**Your task**.
Locate and copy each line in the data that contains the word "React".

**Input material**.
● ● ● ●
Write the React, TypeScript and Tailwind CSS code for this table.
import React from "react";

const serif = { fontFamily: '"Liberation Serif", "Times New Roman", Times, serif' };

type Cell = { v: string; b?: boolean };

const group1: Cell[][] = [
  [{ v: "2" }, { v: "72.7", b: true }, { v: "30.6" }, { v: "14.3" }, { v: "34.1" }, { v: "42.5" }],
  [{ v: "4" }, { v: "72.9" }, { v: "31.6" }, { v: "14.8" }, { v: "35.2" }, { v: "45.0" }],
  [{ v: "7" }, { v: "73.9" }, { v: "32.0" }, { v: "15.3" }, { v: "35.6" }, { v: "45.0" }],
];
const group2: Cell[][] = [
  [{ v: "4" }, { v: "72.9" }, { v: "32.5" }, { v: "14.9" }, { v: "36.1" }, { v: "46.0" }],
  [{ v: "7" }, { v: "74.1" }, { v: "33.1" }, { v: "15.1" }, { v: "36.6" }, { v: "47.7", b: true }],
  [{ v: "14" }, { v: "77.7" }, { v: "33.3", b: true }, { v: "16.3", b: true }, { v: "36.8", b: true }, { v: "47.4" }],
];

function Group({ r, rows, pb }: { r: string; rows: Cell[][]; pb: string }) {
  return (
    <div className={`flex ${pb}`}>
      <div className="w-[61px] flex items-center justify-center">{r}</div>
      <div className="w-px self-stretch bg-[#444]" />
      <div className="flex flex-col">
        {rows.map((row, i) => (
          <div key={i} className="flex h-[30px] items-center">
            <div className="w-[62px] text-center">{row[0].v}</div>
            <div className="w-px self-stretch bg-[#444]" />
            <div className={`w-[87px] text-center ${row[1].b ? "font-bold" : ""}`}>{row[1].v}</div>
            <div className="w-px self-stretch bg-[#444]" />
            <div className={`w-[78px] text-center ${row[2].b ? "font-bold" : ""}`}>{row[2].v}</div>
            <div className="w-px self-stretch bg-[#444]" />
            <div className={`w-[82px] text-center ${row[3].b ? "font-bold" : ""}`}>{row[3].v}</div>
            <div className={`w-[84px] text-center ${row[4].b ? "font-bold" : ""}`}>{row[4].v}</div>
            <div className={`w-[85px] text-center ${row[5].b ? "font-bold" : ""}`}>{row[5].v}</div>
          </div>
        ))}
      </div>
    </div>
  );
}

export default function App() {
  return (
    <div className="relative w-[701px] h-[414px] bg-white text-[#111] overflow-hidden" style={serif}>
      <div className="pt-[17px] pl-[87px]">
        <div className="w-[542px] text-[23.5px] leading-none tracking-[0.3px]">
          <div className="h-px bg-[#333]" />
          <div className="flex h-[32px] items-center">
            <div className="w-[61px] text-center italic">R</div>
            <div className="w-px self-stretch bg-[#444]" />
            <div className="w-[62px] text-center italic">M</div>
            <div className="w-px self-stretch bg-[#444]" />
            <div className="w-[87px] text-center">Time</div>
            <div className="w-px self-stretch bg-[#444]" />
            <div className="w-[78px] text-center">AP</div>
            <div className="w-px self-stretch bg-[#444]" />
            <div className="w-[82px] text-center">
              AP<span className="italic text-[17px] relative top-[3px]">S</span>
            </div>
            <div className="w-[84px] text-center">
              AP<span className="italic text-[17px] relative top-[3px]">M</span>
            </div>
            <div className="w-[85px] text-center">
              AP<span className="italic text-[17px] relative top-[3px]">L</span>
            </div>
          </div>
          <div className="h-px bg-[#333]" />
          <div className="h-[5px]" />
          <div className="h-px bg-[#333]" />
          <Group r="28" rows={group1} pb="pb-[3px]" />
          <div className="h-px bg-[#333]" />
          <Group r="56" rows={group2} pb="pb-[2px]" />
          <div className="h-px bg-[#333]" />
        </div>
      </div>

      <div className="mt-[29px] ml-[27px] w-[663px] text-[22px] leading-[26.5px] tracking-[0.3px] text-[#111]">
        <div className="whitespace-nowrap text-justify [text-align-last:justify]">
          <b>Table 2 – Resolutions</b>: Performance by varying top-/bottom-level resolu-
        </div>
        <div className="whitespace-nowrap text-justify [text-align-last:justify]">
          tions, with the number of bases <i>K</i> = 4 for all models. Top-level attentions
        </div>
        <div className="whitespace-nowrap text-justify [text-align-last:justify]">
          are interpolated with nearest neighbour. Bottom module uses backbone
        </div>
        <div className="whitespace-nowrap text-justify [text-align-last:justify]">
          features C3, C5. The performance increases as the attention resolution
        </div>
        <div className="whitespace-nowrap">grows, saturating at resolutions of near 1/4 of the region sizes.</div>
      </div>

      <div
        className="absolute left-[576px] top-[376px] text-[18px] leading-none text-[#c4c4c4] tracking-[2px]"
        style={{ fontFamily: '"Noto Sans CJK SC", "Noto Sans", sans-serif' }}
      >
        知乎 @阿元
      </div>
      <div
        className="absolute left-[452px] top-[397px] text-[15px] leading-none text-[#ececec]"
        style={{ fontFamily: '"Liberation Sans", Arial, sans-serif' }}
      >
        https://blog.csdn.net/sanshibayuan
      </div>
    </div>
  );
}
● ● ● ●
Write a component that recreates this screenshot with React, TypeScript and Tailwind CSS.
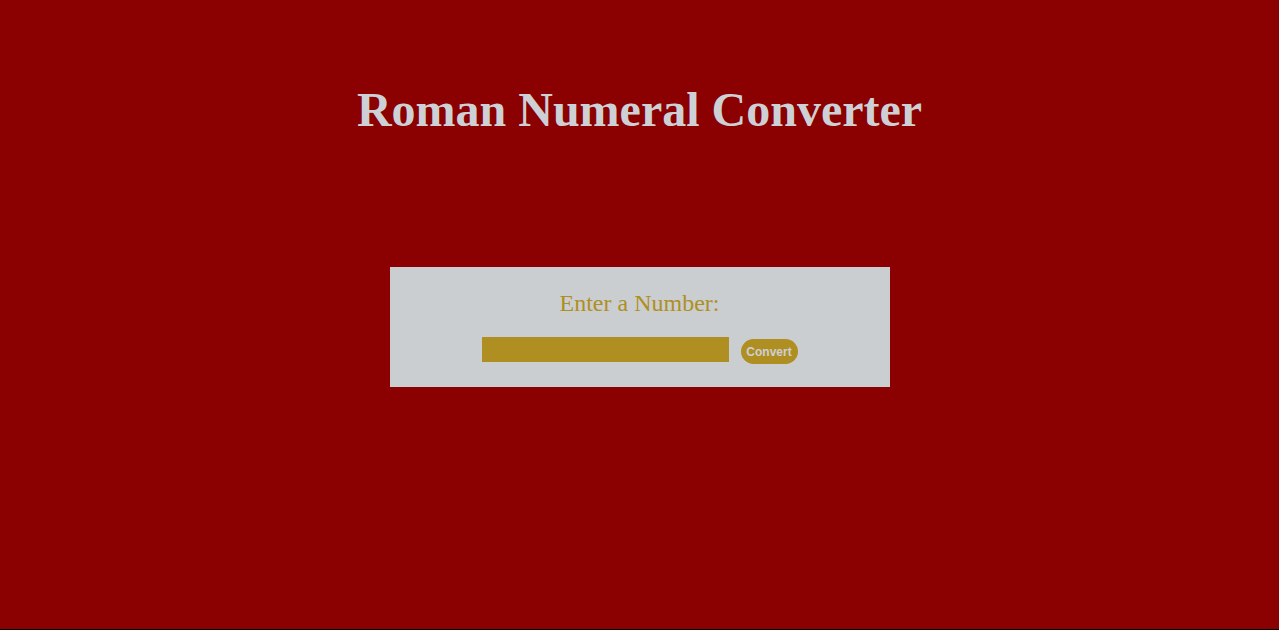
● ● ● ●
**Full solution**.
Write the React, TypeScript and Tailwind CSS code for this table.
import React from "react";
Write a component that recreates this screenshot with React, TypeScript and Tailwind CSS.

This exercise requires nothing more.